Saturday, March 3, 2012

Into Gnarly Shape


In one way or another, every religion and spiritual tradition offers up some kind of world view to explain the discomfort of this mundane life. Most take the tack that there is a "heaven" or a "pure land" or a "Golden Age" or there is "nirvana" or "samadhi". Some of these paths offer a Savior or a Buddha or some other kind of "enlightened master" to guide us, while some of these paths offer some kind of effective sacrifices, devotions or disciplines, all to the purpose of attaining a place in the "elsewhere" that might even be as a mustard seed right here.
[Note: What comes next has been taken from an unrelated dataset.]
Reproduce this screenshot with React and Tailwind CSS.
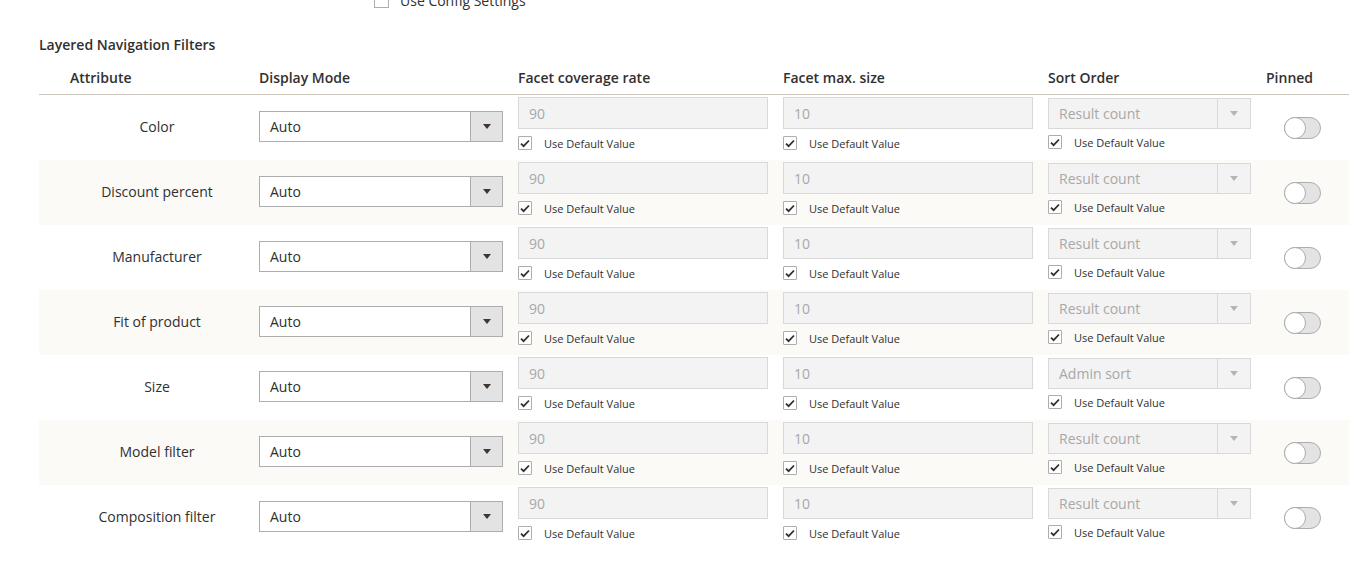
const ROWS = [
  { name: 'Color', sort: 'Result count', striped: false },
  { name: 'Discount percent', sort: 'Result count', striped: true },
  { name: 'Manufacturer', sort: 'Result count', striped: false },
  { name: 'Fit of product', sort: 'Result count', striped: true },
  { name: 'Size', sort: 'Admin sort', striped: false },
  { name: 'Model filter', sort: 'Result count', striped: true },
  { name: 'Composition filter', sort: 'Result count', striped: false },
]

function Caret({ light }) {
  return (
    <svg width="8" height="5" viewBox="0 0 8 5">
      <path d="M0 0h8L4 5z" fill={light ? '#b5b5b5' : '#41362f'} />
    </svg>
  )
}

function Check() {
  return (
    <span className="w-[14px] h-[14px] border border-[#adadad] bg-white rounded-[1px] flex items-center justify-center flex-shrink-0">
      <svg width="10" height="9" viewBox="0 0 10 9">
        <path d="M1 4.6l2.6 2.6L9 1.5" fill="none" stroke="#303030" strokeWidth="1.8" />
      </svg>
    </span>
  )
}

function DefaultValue() {
  return (
    <label className="flex items-center gap-[12px] mt-[7px] text-[11px] text-[#303030] leading-none">
      <Check />
      Use Default Value
    </label>
  )
}

function DisabledInput({ value }) {
  return (
    <div className="w-[250px] h-[32px] bg-[#f3f3f3] border border-[#d9d9d9] flex items-center px-[10px] text-[14px] text-[#a8a8a8]">
      {value}
    </div>
  )
}

function Row({ row }) {
  return (
    <div className={`flex h-[65px] ${row.striped ? 'bg-[#fbfaf7]' : ''}`}>
      <div className="w-[220px] flex items-center justify-center pl-[16px] pb-[2px] text-[14px] text-[#303030]">
        {row.name}
      </div>
      <div className="w-[259px] flex items-center pb-[2px]">
        <div className="w-[244px] h-[31px] border border-[#adadad] bg-white flex">
          <div className="flex-1 flex items-center px-[10px] text-[14px] text-[#303030]">Auto</div>
          <div className="w-[32px] bg-[#e3e3e3] border-l border-[#adadad] flex items-center justify-center">
            <Caret />
          </div>
        </div>
      </div>
      <div className="w-[265px] pt-[2px]">
        <DisabledInput value="90" />
        <DefaultValue />
      </div>
      <div className="w-[265px] pt-[2px]">
        <DisabledInput value="10" />
        <DefaultValue />
      </div>
      <div className="w-[218px] pt-[3px]">
        <div className="w-[203px] h-[31px] border border-[#d9d9d9] bg-[#f3f3f3] flex">
          <div className="flex-1 flex items-center px-[10px] text-[14px] text-[#a8a8a8]">{row.sort}</div>
          <div className="w-[33px] border-l border-[#d9d9d9] flex items-center justify-center">
            <Caret light />
          </div>
        </div>
        <div className="-mt-[1px]">
          <DefaultValue />
        </div>
      </div>
      <div className="flex-1 flex items-center pl-[18px]">
        <div className="relative w-[37px] h-[22px] rounded-full bg-[#e3e3e3] border border-[#adadad]">
          <div className="absolute -left-[1px] -top-[1px] w-[22px] h-[22px] rounded-full bg-white border border-[#adadad]" />
        </div>
      </div>
    </div>
  )
}

export default function App() {
  return (
    <div className="w-[1361px] h-[565px] bg-white overflow-hidden" style={{ fontFamily: '"Open Sans", "Noto Sans", sans-serif' }}>
      <div className="flex items-center gap-[11px] pl-[374px] -mt-[9px] h-[18px] text-[14px] text-[#303030]">
        <span className="w-[15px] h-[15px] border border-[#adadad] bg-white" />
        Use Config Settings
      </div>
      <div className="pl-[39px] pr-[12px]">
        <h3 className="mt-[26px] text-[14px] font-semibold text-[#303030] leading-[20px]">Layered Navigation Filters</h3>
        <div className="flex h-[32px] mt-[8px] pb-[2px] items-center border-b border-[#ccc5bb] text-[14px] font-semibold text-[#303030]">
          <div className="w-[220px] pl-[31px]">Attribute</div>
          <div className="w-[259px]">Display Mode</div>
          <div className="w-[265px]">Facet coverage rate</div>
          <div className="w-[265px]">Facet max. size</div>
          <div className="w-[218px]">Sort Order</div>
          <div className="flex-1">Pinned</div>
        </div>
        {ROWS.map((row) => (
          <Row key={row.name} row={row} />
        ))}
      </div>
    </div>
  )
}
My favorite of these relations with the sacred is the ideal of Bodhisattva, who is infinitely in love with us all. While Bodhisattva has attained perfect freedom and is now capable of disappearing into the pure light, there is a task and with that task a vow. Bodhisattva will not depart the world unless we all go, all sentient beings. The vow is to work toward that. Followers of the ideal who are not Bodhisattva vow to work toward becoming Bodhisattva. "Infinitely in love with us all" - most commonly that is called "compassion".

Into Gnarly Shape

It was possible,
I told you that but never
thought you would try for
naked reality
like you have. I fold myself
into gnarly shape
just to fit your bed,
not like me at all. I don't
usually do
this wild sort of thing.

March 8, 2010 6:43 PM

4 comments:

  1. what can i say to this, christopher, but yes, and ok, and please.

    in the winter i only work one day a week. i worked on friday. it was so difficult for me, not because i fear work, but because i do not understand empty work or empty living. (this i have to be careful of - understanding that at any given time my living might be dangerously empty and too, i have to be careful for this to not be a point of judgement.) working i saw people come in and out of the store seemingly seeking value or distraction. this disheartened me. i tell you this, i am so easily filled with joy but it did not take long for me to feel as though life were pounded out and thin and i considered that should my life ever be valued by goods or distraction again then i should be ready to go. in a dark moment i turned to a book of poetry i carry and i read a poem about peaches. in a very real way it cleansed me and saved me. how foolish am i?


    From Blossoms

    From blossoms comes
    this brown paper bag of peaches
    we bought from the boy
    at the bend in the road where we turned toward
    signs painted Peaches.

    From laden boughs, from hands,
    from sweet fellowship in the bins,
    comes nectar at the roadside, succulent
    peaches we devour, dusty skin and all,
    comes the familiar dust of summer, dust we eat.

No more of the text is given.